Clarabelle and her husband owned three strollers at this point. There was the little umbrella stroller, which they kept folded in the trunk of the car for visits to relatives or occasional trips to the mall. It didn’t get much use because proximity to the mall made Clarabelle start itching all around her neck. They had originally planned on using only this one stroller, but it had certain significant drawbacks. The wheels were small, catching on the broken neighborhood sidewalks, and there was no tray, so Walter, who preferred his vegetable al fresco, had no place to put his broccoli as they made their way through town. And—by far the biggest drawback—the basket was tiny. Really, you could fit just the rain cover and a few diapers. There was no space for groceries.
Hence, the second stroller. This one had larger wheels and a giant basket underneath. It suited their lifestyle perfectly. It was heavy as the dickens, but since they spent so little time in the car, it never got folded or taken anywhere. Clarabelle would load Walter into the stroller after breakfast, tucking cups and various forms of produce into the handlebar area, and head out for the morning. Throughout the morning, she would scatter slices of apple or chunks of sweet potato on the tray in front of him; in his preoccupation with the passing cars and approaching dogs, he never noticed he was consuming foods he usually tossed onto the kitchen floor. They would go to the playground, stop to pet various forms of canine, and return books to the library. Along the way, Clarabelle would get muffins at the bakery, pop into the post office, and load up on groceries. By the time they got home for lunch, the basket had put in a good morning’s work.
The third stroller, a second hand jogger they had bought from the neighbor for $10, was pretty much useless in terms of dropping off the dry cleaning because it had no basket, but it came in handy during heavy snows.
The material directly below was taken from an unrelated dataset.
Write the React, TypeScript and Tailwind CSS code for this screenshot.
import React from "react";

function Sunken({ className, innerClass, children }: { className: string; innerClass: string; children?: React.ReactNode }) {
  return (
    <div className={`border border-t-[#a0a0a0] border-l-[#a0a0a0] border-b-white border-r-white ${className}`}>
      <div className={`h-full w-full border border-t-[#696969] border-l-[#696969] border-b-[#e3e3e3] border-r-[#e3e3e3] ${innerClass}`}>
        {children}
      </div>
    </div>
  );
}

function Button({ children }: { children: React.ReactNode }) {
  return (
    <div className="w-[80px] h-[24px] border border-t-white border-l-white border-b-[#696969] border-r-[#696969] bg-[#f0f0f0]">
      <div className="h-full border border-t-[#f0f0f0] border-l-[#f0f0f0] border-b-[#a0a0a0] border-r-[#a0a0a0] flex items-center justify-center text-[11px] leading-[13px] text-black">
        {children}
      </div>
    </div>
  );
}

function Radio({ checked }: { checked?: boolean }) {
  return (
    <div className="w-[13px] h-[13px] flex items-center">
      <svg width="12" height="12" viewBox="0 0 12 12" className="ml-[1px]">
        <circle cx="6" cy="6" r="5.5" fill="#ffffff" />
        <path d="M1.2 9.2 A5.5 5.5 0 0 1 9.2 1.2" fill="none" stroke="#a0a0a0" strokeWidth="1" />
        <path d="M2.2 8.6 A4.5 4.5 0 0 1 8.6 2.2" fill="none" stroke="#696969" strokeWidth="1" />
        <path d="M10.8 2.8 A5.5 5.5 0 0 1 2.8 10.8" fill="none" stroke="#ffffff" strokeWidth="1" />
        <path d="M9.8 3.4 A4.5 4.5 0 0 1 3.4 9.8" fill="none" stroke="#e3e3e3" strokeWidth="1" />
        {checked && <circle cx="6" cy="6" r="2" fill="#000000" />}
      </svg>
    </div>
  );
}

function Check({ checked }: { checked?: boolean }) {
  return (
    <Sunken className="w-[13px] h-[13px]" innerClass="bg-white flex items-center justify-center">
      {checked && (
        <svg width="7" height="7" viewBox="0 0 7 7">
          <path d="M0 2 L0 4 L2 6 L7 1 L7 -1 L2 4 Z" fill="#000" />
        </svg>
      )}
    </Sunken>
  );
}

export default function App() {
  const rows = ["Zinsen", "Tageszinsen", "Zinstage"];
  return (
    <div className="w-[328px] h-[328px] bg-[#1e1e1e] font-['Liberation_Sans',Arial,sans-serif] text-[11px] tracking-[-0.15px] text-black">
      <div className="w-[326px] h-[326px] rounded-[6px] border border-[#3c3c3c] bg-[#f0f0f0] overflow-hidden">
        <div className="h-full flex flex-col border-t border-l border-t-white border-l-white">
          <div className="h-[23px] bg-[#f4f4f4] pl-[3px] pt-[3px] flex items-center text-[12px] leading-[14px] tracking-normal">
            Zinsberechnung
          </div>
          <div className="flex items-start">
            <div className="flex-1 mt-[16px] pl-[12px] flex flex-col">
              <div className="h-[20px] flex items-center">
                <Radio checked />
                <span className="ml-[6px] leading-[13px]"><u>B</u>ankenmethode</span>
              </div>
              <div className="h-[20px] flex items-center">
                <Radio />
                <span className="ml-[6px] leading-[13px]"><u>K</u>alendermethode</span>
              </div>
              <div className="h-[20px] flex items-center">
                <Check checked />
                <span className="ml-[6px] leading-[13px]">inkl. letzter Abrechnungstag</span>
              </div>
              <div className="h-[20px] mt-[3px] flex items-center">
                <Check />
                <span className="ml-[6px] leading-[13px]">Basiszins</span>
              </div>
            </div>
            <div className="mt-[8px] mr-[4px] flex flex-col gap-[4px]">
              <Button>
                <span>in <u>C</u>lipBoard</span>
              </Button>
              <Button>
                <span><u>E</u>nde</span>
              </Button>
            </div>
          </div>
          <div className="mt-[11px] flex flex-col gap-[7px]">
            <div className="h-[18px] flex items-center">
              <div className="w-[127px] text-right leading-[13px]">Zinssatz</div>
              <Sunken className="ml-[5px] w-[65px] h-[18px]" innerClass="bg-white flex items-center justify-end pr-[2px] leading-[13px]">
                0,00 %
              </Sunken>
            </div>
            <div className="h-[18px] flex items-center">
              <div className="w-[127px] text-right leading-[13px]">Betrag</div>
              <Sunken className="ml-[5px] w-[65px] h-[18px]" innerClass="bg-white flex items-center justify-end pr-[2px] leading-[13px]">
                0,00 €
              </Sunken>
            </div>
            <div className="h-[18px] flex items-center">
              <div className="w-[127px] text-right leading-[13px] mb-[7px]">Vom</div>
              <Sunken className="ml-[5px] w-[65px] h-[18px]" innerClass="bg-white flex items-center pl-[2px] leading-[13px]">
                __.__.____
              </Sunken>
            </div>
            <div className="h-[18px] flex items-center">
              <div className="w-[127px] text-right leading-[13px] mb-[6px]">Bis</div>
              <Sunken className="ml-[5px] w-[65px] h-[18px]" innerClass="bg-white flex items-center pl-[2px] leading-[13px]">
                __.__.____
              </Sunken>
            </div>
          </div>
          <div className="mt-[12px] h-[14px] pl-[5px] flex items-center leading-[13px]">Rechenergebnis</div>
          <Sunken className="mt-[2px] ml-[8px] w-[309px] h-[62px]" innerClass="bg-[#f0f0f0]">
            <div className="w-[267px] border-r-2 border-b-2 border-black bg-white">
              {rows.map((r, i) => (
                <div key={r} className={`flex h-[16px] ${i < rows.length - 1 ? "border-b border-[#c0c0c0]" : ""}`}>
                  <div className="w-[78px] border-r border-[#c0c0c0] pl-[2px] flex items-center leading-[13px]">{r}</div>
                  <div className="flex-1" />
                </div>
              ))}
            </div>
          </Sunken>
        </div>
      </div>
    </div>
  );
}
Even inclement weather did nothing to break their stroller habit. So, Clarabelle was really confused. Why would someone intentionally limit such a benign activity?
“But why?” she asked. “What’s wrong with the stroller?”
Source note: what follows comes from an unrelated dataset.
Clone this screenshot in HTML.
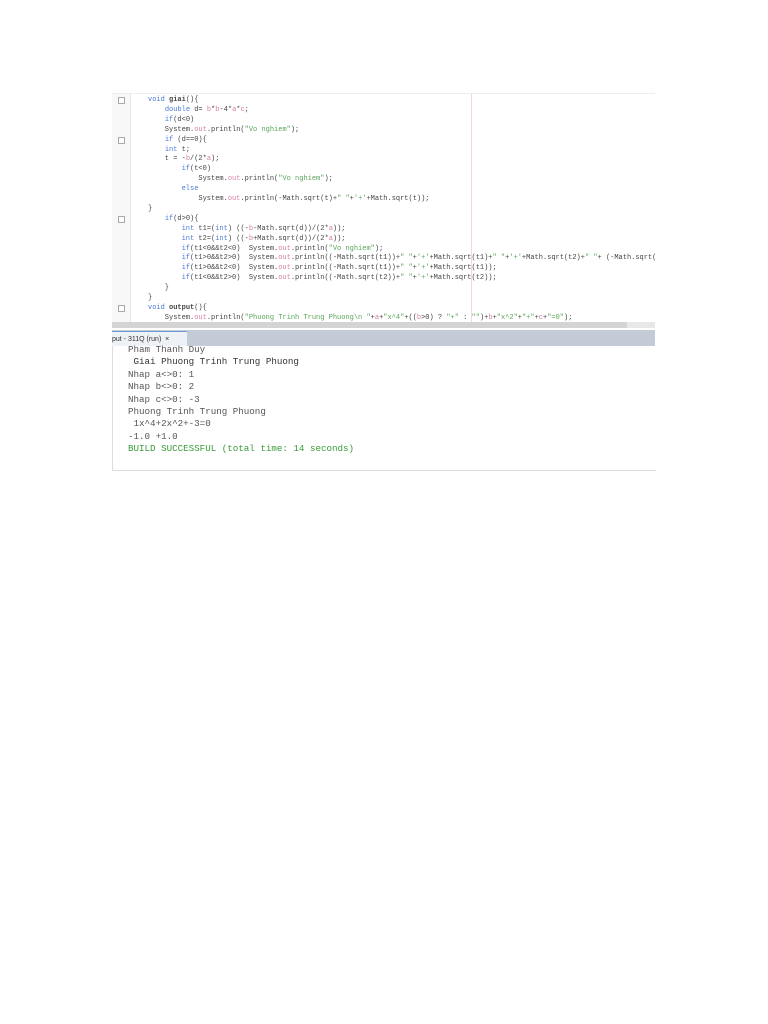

“Nothing,” her friend reassured her. Annie was half talking to Clarabelle, half trying to keep Kimmy from dipping her fingers into the remains of her Caesar salad. “If that’s how you choose to raise your children.” Annie began wiping butter out of her daughter’s hair. “It’s just not what we want for our kids.”
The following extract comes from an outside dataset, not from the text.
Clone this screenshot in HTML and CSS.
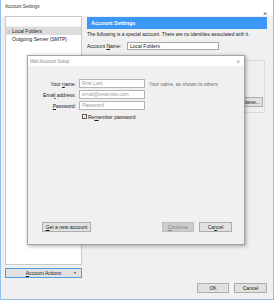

Clarabelle was approaching somewhere between defensive and panicked. Was there something really wrong with the stroller? Had she missed some crucial piece of medical research explaining that more then 20 minutes a day of stroller time would lead to dandruff and halitosis in later life? Should Walter be walking everywhere on his own? This would really present a problem, as he couldn’t even walk across the kitchen on his own yet.
“But WHY?” Clarabelle asked, in exasperation.
Annie looked at her friend kindly, clearly hesitant to break the news to someone so naïve to the subtleties of proper child rearing. “Strollers create a gap between parent and child,” she told her friend. “They break the bond and stymie attachment. We try to wear our children wherever we go.”
“Doesn’t that hurt after while?” Clarabelle asked.
“Oh, not for us. We’re used to it.” Annie fished through her wallet, pulling out a few bills and handing them to the waiter.
As the friends said goodbye at the curb, Annie turned to unlock her mini-van door. “Do you want a ride?” she asked, as she strapped Kimmy into her car seat. Clarabelle had Bulky Stroller number two with her, but there was plenty of room in the back for it.
“Oh, I prefer to walk,” replied Clarabelle. “It’s just something I’m committed to as a parent.”